Common Estimating Mistakes That Inflate Variance

  • Using one global minutes-per-weld value for all positions and thicknesses.
  • Ignoring fit-up and movement delays in field conditions.
  • Using ideal travel speed from datasheets instead of observed speed from your crews.
  • Not including cleanup and inspection in labor cycle time.
  • Treating rework as random noise rather than a predictable percentage by weld class.
  • Failing to update standards after fixture changes, new consumables, or welder retraining.

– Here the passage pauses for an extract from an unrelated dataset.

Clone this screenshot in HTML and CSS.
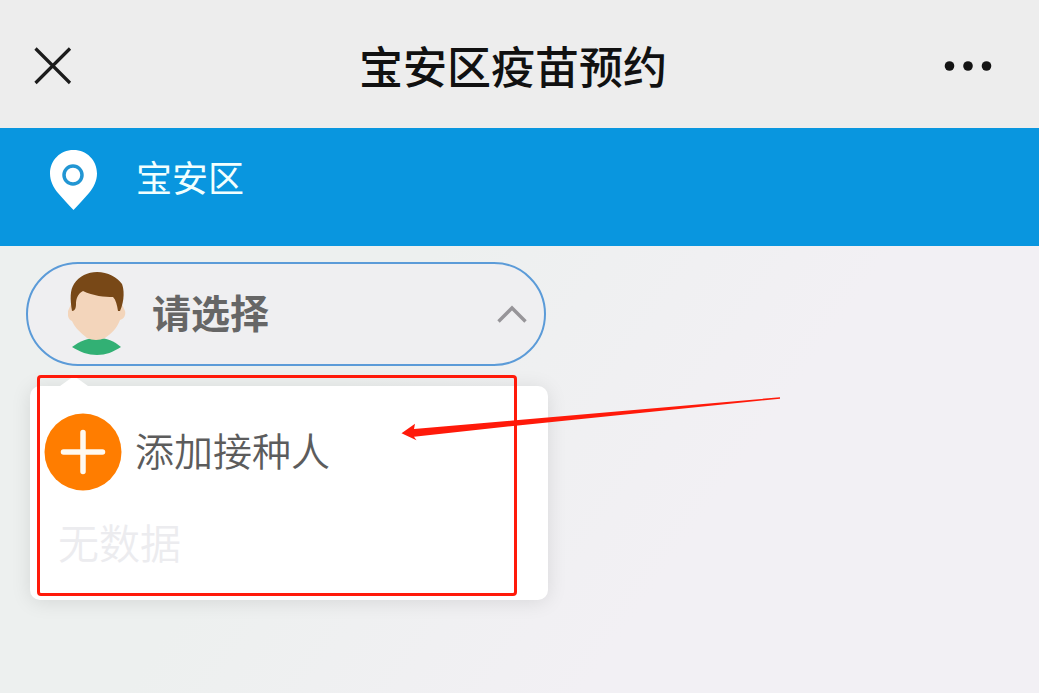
FILE: index.html
```html
<!DOCTYPE html>
<html lang="zh-CN">
<head>
<meta charset="utf-8">
<meta name="viewport" content="width=device-width, initial-scale=1">
<title>宝安区疫苗预约</title>
<link rel="stylesheet" href="styles.css">
</head>
<body>
<header class="topbar">
  <button class="icon-button" type="button" aria-label="关闭">
    <svg width="48" height="38" viewBox="0 0 48 38"><path d="M1.500 1.500L36 36M36 1.500L1.500 36" fill="none" stroke="#1c1c1c" stroke-width="3.200"/></svg>
  </button>
  <h1 class="title">宝安区疫苗预约</h1>
  <button class="icon-button" type="button" aria-label="更多">
    <svg width="48" height="12" viewBox="0 0 48 12" fill="#141414"><circle cx="5.500" cy="6" r="4.800"/><circle cx="24" cy="6" r="4.800"/><circle cx="42.500" cy="6" r="4.800"/></svg>
  </button>
</header>
<div class="location">
  <svg class="pin" width="48" height="60" viewBox="0 0 48 60">
    <path d="M23.500 0C10 0 0 10.500 0 23.500C0 31 3.500 37.500 8 43C13 49 18 54 23.500 60C29 54 34 49 39 43C43.500 37.500 47 31 47 23.500C47 10.500 37 0 23.500 0Z" fill="#fff"/>
    <circle cx="23" cy="25" r="9" fill="none" stroke="#2296d3" stroke-width="3.500"/>
  </svg>
  <span class="district">宝安区</span>
</div>
<main class="content">
  <div class="picker">
    <button class="select" type="button" aria-expanded="true" aria-controls="people">
      <svg class="avatar" width="60" height="84" viewBox="0 0 60 84">
        <path d="M4 75C12 69 20 66 29 66C39 66 46 69 53 75C45 80 38 83 29 83C20 83 12 80 4 75Z" fill="#32b074"/>
        <path d="M4 30L0 39C-1 44 1 48 4 49C7 56 13 61 19 66Q28 70 37 66C44 61 49 56 52 48C56 47 58 43 57 39L53 30L46 12H12Z" fill="#f3d5bb"/>
        <path d="M4 39C2 27 2 18 6 12C11 4 20 0 29 0C40 0 49 5 54 12C56 17 57 28 52 39H50C49 33 48 28 45 25C37 25 25 24 15 19C9 22 8 28 8 32C8 36 7 39 4 39Z" fill="#784817"/>
      </svg>
      <span class="select-label">请选择</span>
      <svg class="chevron" width="30" height="18" viewBox="0 0 30 18"><path d="M1.500 16.500L15 3L28.500 16.500" fill="none" stroke="#979599" stroke-width="3.400"/></svg>
    </button>
    <div class="menu" id="people">
      <button class="add" type="button">
        <svg width="78" height="78" viewBox="0 0 78 78"><circle cx="39" cy="39" r="38.500" fill="#ff7d00"/><path d="M39 19.500V58.500M19.500 39H58.500" stroke="#fff9f0" stroke-width="5.500" stroke-linecap="round"/></svg>
        <span class="add-label">添加接种人</span>
      </button>
      <p class="empty">无数据</p>
      <div class="highlight"></div>
      <svg class="arrow" width="380" height="46" viewBox="0 0 380 46"><path d="M1.500 37.300L15 27.700L14 33L115.500 24.300L380 1.300V2.700L115.500 29.700L14 40.700L16.500 44.300Z" fill="#ff1a0a"/></svg>
    </div>
  </div>
</main>
</body>
</html>
```
FILE: styles.css
```css
* { box-sizing: border-box; }

body {
  margin: 0;
  min-height: 100vh;
  background: linear-gradient(125deg, #edf0ef 40%, #f2f0f4 70%);
  font-family: "Noto Sans CJK SC", sans-serif;
}

button {
  margin: 0;
  padding: 0;
  border: 0;
  background: none;
  font: inherit;
  color: inherit;
  cursor: pointer;
}

svg {
  display: block;
  flex: none;
}

.topbar {
  display: flex;
  align-items: center;
  justify-content: space-between;
  height: 128px;
  padding: 4px 47px 0 34px;
  background: #ededed;
}

.title {
  margin: 0;
  padding-bottom: 2px;
  font-size: 44px;
  font-weight: 500;
  line-height: 64px;
  color: #111;
}

.location {
  display: flex;
  gap: 38px;
  padding: 22px 50px 36px;
  background: #0996df;
  color: #f2fffe;
}

.district {
  font-size: 36px;
  font-weight: 400;
  line-height: 52px;
}

.content { padding: 16px 26px; }

.picker { max-width: 522px; }

.select {
  display: flex;
  align-items: center;
  width: calc(100% - 2px);
  height: 104px;
  padding: 0 17px 0 40px;
  border: 2px solid #5b9bd8;
  border-radius: 52px;
  background: #efeff1;
}

.select-label {
  flex: 1;
  padding: 0 0 6px 24px;
  text-align: left;
  font-size: 39px;
  font-weight: 700;
  line-height: 56px;
  color: #666;
}

.menu {
  position: relative;
  margin: 20px 0 0 4px;
  padding: 27px 14px 27px;
  border-radius: 10px;
  background: #fff;
  box-shadow: 0 2px 20px rgba(0, 0, 0, 0.1);
}

.menu::before {
  content: "";
  position: absolute;
  left: 30px;
  top: -10px;
  border: solid transparent;
  border-width: 0 14px 10px;
  border-bottom-color: #fff;
}

.add {
  display: flex;
  align-items: center;
  gap: 13px;
  width: 100%;
  font-size: 39px;
  font-weight: 350;
  line-height: 56px;
  color: #5c5c5c;
}

.add-label { padding-bottom: 6px; }

.empty {
  margin: 18px 0 0;
  padding-left: 14px;
  font-size: 41px;
  font-weight: 350;
  line-height: 64px;
  color: #ececef;
}

.highlight {
  position: absolute;
  inset: -11px 31px 4px 7px;
  border: 3px solid #ff1a0a;
  border-radius: 4px;
  pointer-events: none;
}

.arrow {
  position: absolute;
  left: 370px;
  top: 10px;
  pointer-events: none;
}
```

How to Improve Man Hours Per Weld Over 90 Days

  1. Standardize weld families and routing definitions in your ERP or MES.
  2. Run time studies on top 20 percent highest-volume welds.
  3. Set target arc-on factor by process and workstation.
  4. Improve fixture design to reduce fit-up and repositioning.
  5. Apply prequalified procedures where feasible to reduce uncertainty.
  6. Use quality root-cause reviews to cut repeat rework categories.
  7. Recalculate benchmark man-hours monthly and push updates to estimating templates.

Final Takeaway

Calculating man hours per weld is a controllable engineering task, not guesswork. When you combine realistic travel speed, arc-on factor, position and geometry penalties, fixed handling time, and rework allowance, your estimates become decision-grade. The immediate gains are better bids, clearer staffing, and stronger schedule confidence. The long-term gain is operational learning: each completed project improves the next estimate. Use the calculator on this page to set your baseline, then continuously tune the inputs from real production data until your planned and actual curves are tightly aligned.